If i have understood correctly, you can get the files, but one by one, so it will take a while. If you are wanting your product to be similar to the audio books people listen to, then there’s a fair bit of work to do, and almost certainly some re-recording of some bits. From past experience of a very short project like this, the critical bit is creating a naming system. The one I did was a short story, but in the end we had chapter, page, take, and a letter to indicate success. 2-23-4-G. Chapter 2 page 23 take 4 and G for G. As soon as we had a ‘G’ we moved on, and moved the other takes to a reject folder, just in case. We would then edit the G takes into a complete chapter, and move that to a different folder. Very often we would find mistakes missed later on, and need to re-record them. Because we recorded in batches we marked the floor with mic stand and chair position so the new recordings matched sound wise. I got involved because while reading, he found doing his own recordings very hard, and it created big gaps that took ages to edit out.

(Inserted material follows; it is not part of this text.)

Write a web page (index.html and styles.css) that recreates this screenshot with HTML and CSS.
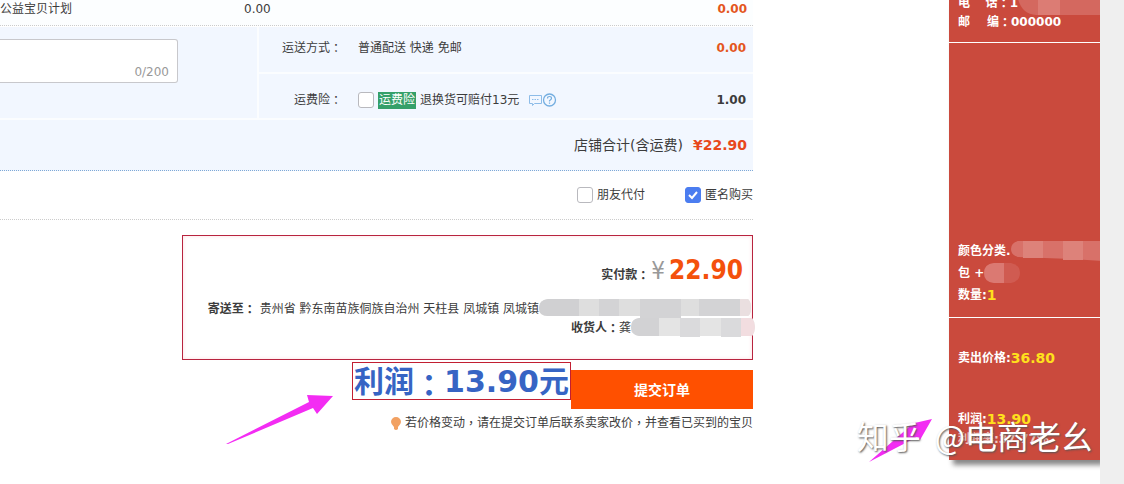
FILE: index.html
```html
<!DOCTYPE html>
<html lang="zh-CN">
<head>
<meta charset="utf-8">
<title>提交订单</title>
<link rel="stylesheet" href="styles.css">
</head>
<body>
<div class="page">
  <main class="order">
    <div class="plan">
      <span class="plan-name">公益宝贝计划</span>
      <span class="plan-price">0.00</span>
      <strong class="amount">0.00</strong>
    </div>
    <section class="details">
      <div class="message">
        <textarea class="message-input" aria-label="留言"></textarea>
        <span class="counter">0/200</span>
      </div>
      <div class="delivery">
        <div class="delivery-row">
          <span class="term">运送方式<span class="mark" lang="zh-TW">：</span></span>
          <span class="desc">普通配送 快递 免邮</span>
          <strong class="amount">0.00</strong>
        </div>
        <div class="delivery-row insurance">
          <span class="term">运费险<span class="mark" lang="zh-TW">：</span></span>
          <span class="desc">
            <input class="check" type="checkbox" id="ins">
            <label class="ins-label" for="ins"><span class="tag">运费险</span>退换货可赔付13元</label>
            <svg class="help" viewBox="0 0 29 14" width="29" height="14" fill="none" stroke="#8dbce8">
              <path d="M1.500 2.500h12v8h-7l-2 2v-2h-3z"/>
              <path d="M4 6.500h1.500M6.500 6.500h1.500M9 6.500h1.500"/>
              <circle cx="21.500" cy="7" r="6" stroke="#74aee0" stroke-width="1.300"/>
              <path d="M19.500 5.500q0-2 2-2t2 1.700q0 1-1.200 1.700t-.8 1.500M21.500 9.500v1.200" stroke="#74aee0" stroke-width="1.200"/>
            </svg>
          </span>
          <strong class="amount dark">1.00</strong>
        </div>
      </div>
    </section>
    <div class="subtotal">
      <span>店铺合计(含运费)</span>
      <strong class="subtotal-price">¥22.90</strong>
    </div>
    <div class="options">
      <label class="option"><input class="check" type="checkbox">朋友代付</label>
      <label class="option"><input class="check" type="checkbox" checked>匿名购买</label>
    </div>
    <section class="pay">
      <div class="pay-total">
        <strong>实付款<span class="mark" lang="zh-TW">：</span></strong>
        <span class="yen">¥</span>
        <strong class="pay-price">22.90</strong>
      </div>
      <div class="address">
        <strong>寄送至<span class="mark" lang="zh-TW">：</span></strong>
        <span>贵州省 黔东南苗族侗族自治州 天柱县 凤城镇 凤城镇</span>
        <svg class="smudge" viewBox="0 0 212 19" width="212" height="19">
          <path d="M9 0h200q3 3 3 9t-3 8H9Q0 17 0 9T9 0" fill="#dedede"/>
          <path d="M9 0h31v17H9Q0 17 0 9T9 0" fill="#d0d0d2"/>
          <path d="M60 0h20v17H60zM101 0h41v19h-41zM160 0h41v17h-41z" fill="#d3d3d5"/>
          <path d="M201 0h8q3 3 3 9t-3 8h-8z" fill="#eadfe0"/>
        </svg>
      </div>
      <div class="receiver">
        <strong>收货人<span class="mark" lang="zh-TW">：</span></strong>
        <span>龚</span>
        <svg class="smudge" viewBox="0 0 124 19" width="124" height="19">
          <path d="M8 0h113q3 4 3 9t-3 9H8Q0 17 0 9T8 0" fill="#e4e4e4"/>
          <path d="M8 0h20v18H8Q0 17 0 9T8 0" fill="#d2d2d4"/>
          <path d="M49 0h20v19H49zM90 0h20v19H90z" fill="#dadadc"/>
          <path d="M110 0h11q3 4 3 9t-3 9h-11z" fill="#f2dde0"/>
        </svg>
      </div>
    </section>
    <div class="submit">
      <strong class="profit">利润<span class="mark" lang="zh-TW">：</span>13.90元</strong>
      <button class="submit-button" type="button">提交订单</button>
    </div>
    <p class="note">
      <svg viewBox="0 0 10 13" width="10" height="13"><path d="M5 0a5 5 0 0 1 5 5q0 2-3 5v2q-2 2-4 0v-2Q0 7 0 5a5 5 0 0 1 5-5" fill="#f2a162"/></svg>
      <span>若价格变动<span class="mark" lang="zh-TW">，</span>请在提交订单后联系卖家改价<span class="mark" lang="zh-TW">，</span>并查看已买到的宝贝</span>
    </p>
    <svg class="arrow" viewBox="0 0 108 51" width="108" height="51"><path d="M0 50 83 8 81 1 107 2 91 20 87 14 2 50z" fill="#f32cf3"/></svg>
  </main>
  <aside class="panel">
    <div class="contact">
      <div class="line"><span class="spread"><span>电</span><span>话</span></span><span class="mark" lang="zh-TW">：</span>1
        <svg class="smudge" viewBox="0 0 82 30" width="82" height="30"><path d="M0 0h82v27H18Q4 26 0 11z" fill="#d4685f"/><path d="M20 0h22v27H20z" fill="#dc7c74"/></svg>
      </div>
      <div class="line"><span class="spread"><span>邮</span><span>编</span></span><span class="mark" lang="zh-TW">：</span>000000</div>
    </div>
    <div class="goods">
      <div class="line">颜色分类.
        <svg class="smudge" viewBox="0 0 92 20" width="92" height="20"><path d="M7 0h85v20L60 18 7 16Q0 14 0 8T7 0" fill="#d87169"/><path d="M12 0h20v17H12zM52 0h20v19H52z" fill="#dd827a"/></svg>
      </div>
      <div class="line">包 +
        <svg class="smudge" viewBox="0 0 36 20" width="36" height="20"><path d="M10 0h17q9 2 9 10t-9 10H10Q0 19 0 10T10 0" fill="#d05b51"/><path d="M10 0h10v20H10Q0 19 0 10T10 0" fill="#db7972"/></svg>
      </div>
      <div class="line">数量:<span class="num">1</span></div>
    </div>
    <div class="result">
      <div class="line sold">卖出价格:<span class="num">36.80</span></div>
      <div class="line">利润:<span class="num">13.90</span></div>
      <div class="line faint">利润率:37.77%</div>
    </div>
  </aside>
  <div class="gutter"></div>
  <div class="watermark">
    <svg class="pointer" viewBox="0 0 64 44" width="64" height="44"><path d="M0 43 40 8 37 6 63 0 51 21 48 18z" fill="#f32cf3"/></svg>
    <div class="watermark-text"><span>知乎</span><span>@电商老幺</span></div>
  </div>
</div>
</body>
</html>
```
FILE: styles.css
```css
* { box-sizing: border-box; }
body {
  margin: 0;
  background: #fff;
  color: #3c3c3c;
  font: 12px/18px "DejaVu Sans", "Noto Sans CJK SC", sans-serif;
}
.page {
  position: relative;
  display: flex;
  align-items: flex-start;
  min-height: 100vh;
  overflow: hidden;
}
.mark { font-family: "Noto Sans CJK TC", sans-serif; line-height: 1; vertical-align: -1px; }
.order {
  position: relative;
  flex: 1;
  min-width: 0;
  margin-right: 196px;
}
.amount { margin-left: auto; color: #e4571f; }
.dark { color: #3c3c3c; }
.plan {
  display: flex;
  height: 26px;
  padding-right: 6px;
  background: #fcfeff;
  border-bottom: 1px dotted #ccc;
}
.plan-name { width: 244px; }
.details {
  display: flex;
  margin-top: 1px;
  background: #f2f7ff;
  border-bottom: 2px solid #fbfdff;
}
.message {
  position: relative;
  width: 259px;
  padding: 12px 79px 0 0;
  border-right: 2px solid #fbfdff;
}
.message-input {
  display: block;
  width: 100%;
  height: 44px;
  border: 1px solid #c8c8cc;
  border-left: 0;
  border-radius: 0 3px 3px 0;
  background: #fff;
  resize: none;
}
.counter { position: absolute; right: 88px; top: 36px; color: #999; }
.delivery { flex: 1; }
.delivery-row {
  display: flex;
  align-items: center;
  height: 47px;
  padding: 0 7px 4px 0;
  border-bottom: 2px solid #fbfdff;
}
.insurance { height: 44px; padding: 8px 7px 0 0; border: 0; }
.term { width: 83px; text-align: right; }
.desc { display: flex; align-items: center; margin-left: 16px; }
.check {
  appearance: none;
  flex: none;
  width: 16px;
  height: 16px;
  margin: 0;
  border: 1px solid #b9b9be;
  border-radius: 3px;
  background: #fff;
}
.check:checked {
  border-color: #4b7df0;
  background: #4b7df0 url("data:image/svg+xml,%3Csvg xmlns='http://www.w3.org/2000/svg' viewBox='0 0 14 14'%3E%3Cpath d='M3 7l3 3 5-6' fill='none' stroke='white' stroke-width='2'/%3E%3C/svg%3E") center / 14px 14px no-repeat;
}
.ins-label { display: flex; align-items: center; margin-left: 4px; }
.tag { margin-right: 4px; padding: 0 1px; background: #35a06a; color: #fff; line-height: 17px; }
.help { margin-left: 9px; }
.subtotal {
  display: flex;
  justify-content: flex-end;
  align-items: center;
  gap: 10px;
  height: 51px;
  padding-right: 6px;
  background: #f2f7ff;
  border-bottom: 1px dotted #7fa9d6;
  font-size: 14px;
}
.subtotal-price { color: #e8481c; }
.options {
  display: flex;
  justify-content: flex-end;
  gap: 40px;
  height: 49px;
  align-items: center;
  border-bottom: 1px dotted #ccc;
}
.option { display: flex; align-items: center; gap: 4px; }
.pay {
  height: 125px;
  margin: 15px 0 0 182px;
  padding: 20px 0 0;
  border: 1px solid #b8243f;
  box-shadow: inset 0 0 4px #ffdfe2;
}
.pay-total {
  display: flex;
  justify-content: flex-end;
  align-items: baseline;
  padding-right: 9px;
  line-height: 28px;
}
.yen { margin: 0 4px 0 2px; color: #999; font-family: "DejaVu Sans Condensed", "DejaVu Sans", sans-serif; font-size: 24px; }
.pay-price { color: #f4510b; font-family: "DejaVu Sans Condensed", "DejaVu Sans", sans-serif; font-size: 26px; }
.address, .receiver { display: flex; justify-content: flex-end; align-items: center; height: 19px; white-space: nowrap; }
.address { margin-top: 10px; padding-right: 1px; }
.address strong { margin-right: 4px; }
.receiver { margin-right: -3px; }
.smudge { flex: none; }
.submit { display: flex; justify-content: flex-end; align-items: flex-start; margin-top: 2px; }
.profit {
  height: 38px;
  border: 1px solid #c21f32;
  padding: 0 1px;
  color: #3664c4;
  font-size: 30px;
  line-height: 38px;
}
.profit .mark { vertical-align: -4px; }
.submit-button {
  width: 182px;
  height: 39px;
  margin-top: 8px;
  border: 0;
  background: #ff5000;
  color: #fff;
  font: bold 14px/20px "DejaVu Sans", "Noto Sans CJK SC", sans-serif;
}
.note { display: flex; justify-content: flex-end; align-items: center; gap: 4px; margin: 5px 0 0; }
.arrow { position: absolute; left: 226px; top: 394px; }
.panel {
  display: flow-root;
  width: 151px;
  height: 460px;
  background: #ca4a3d;
  box-shadow: 4px 5px 5px #888;
  color: #fff;
  font-weight: bold;
  white-space: nowrap;
}
.contact { display: flow-root; height: 43px; padding-left: 9px; border-bottom: 1px solid #fff; }
.contact .line { height: 19px; }
.contact .line:first-child { margin-top: -7px; }
.line { display: flex; align-items: center; }
.spread { display: flex; justify-content: space-between; width: 41px; }
.goods { height: 275px; padding: 197px 0 0 9px; border-bottom: 1px solid #fff; }
.goods .line { height: 22px; }
.num { color: #ffe01c; font-size: 14px; }
.result { padding: 30px 0 0 9px; }
.result .line { height: 20px; }
.result .sold { margin-bottom: 41px; }
.faint { opacity: 0.7; }
.gutter { position: relative; width: 24px; min-height: 100vh; background: #efefef; }
.watermark { position: absolute; right: 31px; top: 415px; }
.pointer { position: absolute; left: 12px; top: 4px; }
.watermark-text {
  position: relative;
  display: flex;
  gap: 14px;
  color: #fff;
  font: 32px/40px "Noto Sans CJK SC", sans-serif;
  text-shadow: 1px 1px 2px #555;
  white-space: nowrap;
}
```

With me starting stopping and spotting mistakes as they happened it was quicker but it took far, far longer than I expected, and I had not expected this. I guessed three days and quoted him based on that, and it took two weeks of six hours a day. Never again. He didn't get bored at all. For me, it was worse than waiting for paint to dry.
The good things is that your voice works and does not sound out of place. Your real loss I think is just time. Plus, you are listening to the story telling, and missing the other stuff. Odd gaps, noises, changes in your ‘tone’, the occasional missed plosive (poppy breath sound).
I guess you are now downloading like mad. Have you abandoned them as a distributor? Is it done? Or what?